If the government is to be anything than a long-term host for parasitical
companies, the idea is to have the companies turn around. Yet who worth his
salt will remain at such companies if the compensation needed to keep them
competitive with otherwise similarly situated companies is not there - or,
worse, was there but was cut by a "pay czar' for who knows what reasons
(especially bad if people have their pay cut in order to appease popular
prejudices)?

Yet what "pay czar" worth his salt will _not_ want to scrutinize all salaries
closely for companies that have been feasting at the public trough? Of course,
that is his job and he must do it to be responsible.

Sometimes such cuts will be more than warranted; other times, they will be
arbitrary.
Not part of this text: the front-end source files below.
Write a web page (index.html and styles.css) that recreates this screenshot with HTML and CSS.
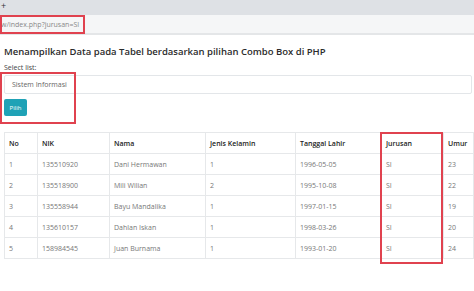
FILE: index.html
```html
<!DOCTYPE html>
<html>
<head>
<meta charset="utf-8">
<link rel="stylesheet" href="styles.css">
</head>
<body>
<div class="tabbar"><span class="plus">+</span></div>
<div class="addrbar"><span class="url">w/index.php?jurusan=SI</span></div>
<div class="page">
  <h4 class="title">Menampilkan Data pada Tabel berdasarkan pilihan Combo Box di PHP</h4>
  <div class="label">Select list:</div>
  <div class="select">Sistem Informasi</div>
  <div class="btn">Pilih</div>
  <table class="data">
    <thead>
      <tr><th class="c-no">No</th><th class="c-nik">NIK</th><th class="c-nama">Nama</th><th class="c-jk">Jenis Kelamin</th><th class="c-tgl">Tanggal Lahir</th><th class="c-jur">Jurusan</th><th class="c-umur">Umur</th></tr>
    </thead>
    <tbody>
      <tr><td>1</td><td>135510920</td><td>Dani Hermawan</td><td>1</td><td>1996-05-05</td><td>SI</td><td>23</td></tr>
      <tr><td>2</td><td>135518900</td><td>Mili Wilian</td><td>2</td><td>1995-10-08</td><td>SI</td><td>22</td></tr>
      <tr><td>3</td><td>135558944</td><td>Bayu Mandalika</td><td>1</td><td>1997-01-15</td><td>SI</td><td>19</td></tr>
      <tr><td>4</td><td>135610157</td><td>Dahlan Iskan</td><td>1</td><td>1998-03-26</td><td>SI</td><td>20</td></tr>
      <tr><td>5</td><td>158984545</td><td>Juan Burnama</td><td>1</td><td>1993-01-20</td><td>SI</td><td>24</td></tr>
    </tbody>
  </table>
</div>
<div class="hl hl-url"></div>
<div class="hl hl-select"></div>
<div class="hl hl-jur"></div>
</body>
</html>
```
FILE: styles.css
```css
html, body { margin: 0; padding: 0; background: #fff; }
body { font-family: "Open Sans", "Noto Sans", sans-serif; color: #212529; width: 474px; height: 291px; overflow: hidden; position: relative; }
.tabbar { height: 15px; background: #dee1e5; display: flex; align-items: flex-start; }
.plus { margin-left: 1px; margin-top: 1px; font-size: 9px; line-height: 9px; color: #333; }
.addrbar { height: 18px; background: #f5f6f7; border-bottom: 2px solid #e4e6e8; display: flex; align-items: center; }
.url { font-size: 7px; color: #888; padding-left: 1px; }
.page { padding: 8px 2px 0 4px; }
.title { margin: 0; font-size: 9.5px; font-weight: 600; line-height: 18px; color: #2b2b2b; }
.label { font-size: 7px; color: #444; margin-top: 2px; line-height: 9px; }
.select { margin-top: 3px; height: 17px; border: 1px solid #e3e6e9; border-radius: 2px; font-size: 7px; color: #666; display: flex; align-items: center; padding-left: 7px; }
.btn { margin-top: 5px; width: 23px; height: 17px; background: #1fa2b6; border-radius: 2px; color: #fff; font-size: 6px; display: flex; align-items: center; justify-content: center; }
.data { margin-top: 16px; border-collapse: collapse; width: 470px; }
.data th, .data td { border: 1px solid #e6e8ea; font-size: 7px; line-height: 9px; text-align: left; padding: 0 0 0 4px; height: 20px; }
.data th { font-weight: 600; color: #222; }
.data td { color: #777; }
.c-no { width: 28px; }
.c-nik { width: 67px; }
.c-nama { width: 91px; }
.c-jk { width: 85px; }
.c-tgl { width: 81px; }
.c-jur { width: 57px; }
.hl { position: absolute; border: 2px solid #e0424f; box-sizing: border-box; }
.hl-url { left: 0; top: 15px; width: 85px; height: 19px; }
.hl-select { left: 0; top: 72px; width: 76px; height: 52px; }
.hl-jur { left: 380px; top: 132px; width: 63px; height: 132px; }
```
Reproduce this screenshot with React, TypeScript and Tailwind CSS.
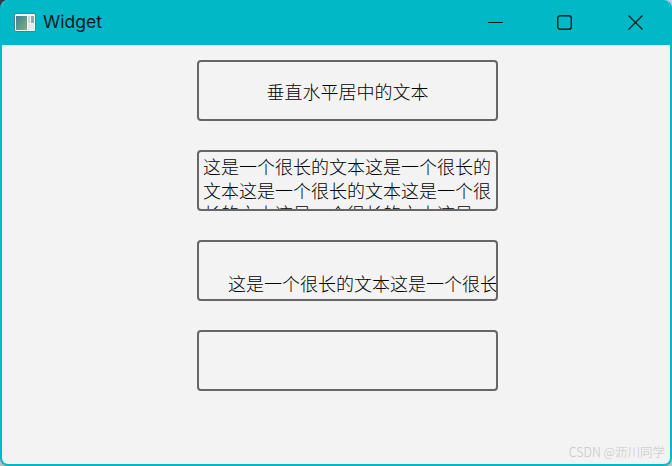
const cjk = 'font-["Noto_Sans_CJK_SC","Liberation_Sans",sans-serif]';
const boxClass = 'h-[61px] w-[301px] shrink-0 overflow-hidden rounded-[4px] border-2 border-[#666666] text-[18px] font-light text-black';

const longText = '这是一个很长的文本这是一个很长的文本这是一个很长的文本这是一个很长的文本这是一个很长的文本这是';

function WindowIcon() {
  return (
    <svg width="22" height="19" viewBox="0 0 22 19" className="shrink-0">
      <defs>
        <linearGradient id="thumb" x1="0" y1="0" x2="1" y2="1">
          <stop offset="0" stopColor="#3f7f9c" />
          <stop offset="1" stopColor="#7fb07a" />
        </linearGradient>
      </defs>
      <rect x="0.5" y="0.5" width="21" height="18" rx="1.5" fill="#f1f4f4" stroke="#4f7f88" />
      <rect x="2" y="3" width="11" height="14" fill="url(#thumb)" />
      <rect x="14" y="3" width="2" height="7" fill="#c9d6d6" />
      <rect x="17" y="3" width="3" height="7" fill="#8fa8a8" />
      <rect x="14" y="11" width="6" height="6" fill="#e4e9e9" />
    </svg>
  );
}

function TitleBar() {
  return (
    <div className="flex h-[45px] shrink-0 items-center bg-[#00b8c6] pl-[14px]">
      <WindowIcon />
      <span className='ml-[7px] font-["Inter",sans-serif] text-[17.5px] text-[#0a1a1e]'>Widget</span>
      <div className="ml-auto flex items-center">
        <svg width="15" height="15" viewBox="0 0 15 15" className="mr-[54px]">
          <path d="M0 7.5H15" stroke="#0a1a1e" strokeWidth="1" />
        </svg>
        <svg width="15" height="15" viewBox="0 0 15 15" className="mr-[56px]">
          <rect x="0.7" y="0.7" width="13.6" height="13.6" rx="2.5" fill="none" stroke="#0a1a1e" strokeWidth="1.4" />
        </svg>
        <svg width="15" height="15" viewBox="0 0 15 15" className="mr-[29px]">
          <path d="M0.5 0.5L14.5 14.5M14.5 0.5L0.5 14.5" stroke="#0a1a1e" strokeWidth="1.2" />
        </svg>
      </div>
    </div>
  );
}

export default function App() {
  return (
    <div className={`relative h-[466px] w-[672px] overflow-hidden bg-[#bdbdbd] ${cjk}`}>
      <div className="absolute left-0 top-0 size-[12px] bg-[#2f3a4a]" />
      <div className="absolute right-0 top-0 size-[12px] bg-[#c0cfe8]" />
      <div className="relative flex h-full flex-col overflow-hidden rounded-[8px] border-2 border-t-0 border-[#00b8c6] bg-[#f3f3f3]">
        <div className="-mx-[2px]">
          <TitleBar />
        </div>
        <div className="flex flex-col gap-[29px] pl-[195px] pt-[15px]">
          <div className={`${boxClass} flex items-center justify-center pt-[2px]`}>垂直水平居中的文本</div>
          <div className={`${boxClass} px-[4px] pt-[3px] leading-[23.5px]`}>{longText}</div>
          <div className={`${boxClass} flex items-end pb-[4px] pl-[29px] leading-[24px] whitespace-nowrap`}>{longText.slice(0, 18)}</div>
          <div className={boxClass} />
        </div>
      </div>
      <span className="absolute bottom-[7px] right-[7px] text-[12.5px] leading-[14px] font-light text-[#c4c4c4]">CSDN @沥川同学</span>
    </div>
  );
}
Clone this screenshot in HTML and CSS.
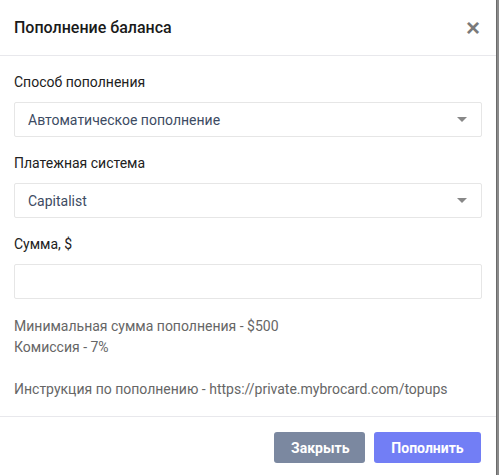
FILE: index.html
```html
<!DOCTYPE html>
<html lang="ru">
<head>
    <meta charset="UTF-8">
    <meta name="viewport" content="width=device-width, initial-scale=1.0">
    <title>Пополнение баланса</title>
    <link rel="stylesheet" href="styles.css">
</head>
<body>
    <div class="modal">
        <div class="modal-header">
            <h4 class="modal-title">Пополнение баланса</h4>
            <button class="close" type="button">&times;</button>
        </div>
        <div class="modal-body">
            <div class="form-group">
                <label for="method">Способ пополнения</label>
                <div class="select-wrap">
                    <select id="method" class="form-control">
                        <option>Автоматическое пополнение</option>
                    </select>
                </div>
            </div>
            <div class="form-group">
                <label for="system">Платежная система</label>
                <div class="select-wrap">
                    <select id="system" class="form-control">
                        <option>Capitalist</option>
                    </select>
                </div>
            </div>
            <div class="form-group">
                <label for="amount">Сумма, $</label>
                <input type="text" id="amount" class="form-control">
            </div>
            <p class="info">
                Минимальная сумма пополнения - $500<br>
                Комиссия - 7%<br>
                <br>
                Инструкция по пополнению - https://private.mybrocard.com/topups
            </p>
        </div>
        <div class="modal-footer">
            <button class="btn btn-secondary" type="button">Закрыть</button>
            <button class="btn btn-primary" type="button">Пополнить</button>
        </div>
    </div>
</body>
</html>
```

FILE: styles.css
```css
body {
    margin: 0;
    background-color: #8a8a8a;
    font-family: Roboto, 'Liberation Sans', sans-serif;
    color: #212121;
}
.modal {
    width: 497px;
    height: 475px;
    background-color: #fff;
    border-right: 1px solid #6b6b6b;
    box-sizing: border-box;
    display: flex;
    flex-direction: column;
}
.modal-header {
    height: 56px;
    display: flex;
    align-items: center;
    justify-content: space-between;
    padding: 0 16px 0 14px;
    border-bottom: 1px solid #e8e8ec;
}
.modal-title {
    margin: 0;
    font-size: 16px;
    font-weight: 500;
    color: #1a1a1a;
}
.close {
    border: none;
    background: none;
    padding: 0;
    font-family: 'Liberation Sans', sans-serif;
    font-size: 24px;
    font-weight: bold;
    line-height: 1;
    color: #7a7a7a;
    cursor: pointer;
}
.modal-body {
    padding: 16px 14px 16px 14px;
    flex: 1;
}
.form-group {
    margin-bottom: 16px;
}
label {
    display: block;
    font-size: 14px;
    line-height: 20px;
    margin-bottom: 10px;
    color: #212121;
}
.form-control {
    display: block;
    width: 468px;
    height: 35px;
    box-sizing: border-box;
    border: 1px solid #e6e6e6;
    border-radius: 2px;
    background-color: #fff;
    padding: 0 13px;
    font-family: Roboto, 'Liberation Sans', sans-serif;
    font-size: 14px;
    color: #3d4b63;
    outline: none;
}
.select-wrap {
    position: relative;
}
select.form-control {
    appearance: none;
    -webkit-appearance: none;
}
.select-wrap::after {
    content: "";
    position: absolute;
    right: 15px;
    top: 15px;
    border-left: 5px solid transparent;
    border-right: 5px solid transparent;
    border-top: 5px solid #888;
    pointer-events: none;
}
.info {
    margin: 0;
    padding-top: 1px;
    font-size: 14px;
    line-height: 21px;
    color: #666;
}
.modal-footer {
    height: 59px;
    border-top: 1px solid #e8e8ec;
    display: flex;
    justify-content: flex-end;
    align-items: flex-start;
    gap: 9px;
    padding: 15px 15px 0 0;
    box-sizing: border-box;
}
.btn {
    height: 31px;
    border: none;
    border-radius: 3px;
    color: #fff;
    font-family: Roboto, 'Liberation Sans', sans-serif;
    font-size: 14px;
    font-weight: bold;
    padding: 0 17px;
    cursor: pointer;
}
.btn-secondary {
    background-color: #7b88a0;
    width: 91px;
}
.btn-primary {
    background-color: #727ef5;
    width: 107px;
}
```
There really is no good measure for determining which is which.
Hence, it can all become political or not and only the bureaucrats and
politicians will ever know - of course, those directly affected will also know
and they will not likely stick around for more if they are indeed working hard
only to have political factors wind up hurting them economically with no
recourse but to have to suck it up.

And so the whole system is calculated to do anything _but_ help the companies
turn around, at least as this might happen through having competitively paid
and motivated individuals in positions of ultimate responsibility.

I do not say this out of sympathy for the corporations. Most of them richly
deserve all that they are getting right now. But the poor taxpayer is not
well-served either, as a losing approach goes from bad to worse in all
likelihood, with the taxpayer perpetually on the hook for more.

------
jibiki
This is hardly the first time the US government has bailed out private
corporations. Was compensation a major issue when we bailed out the railroads?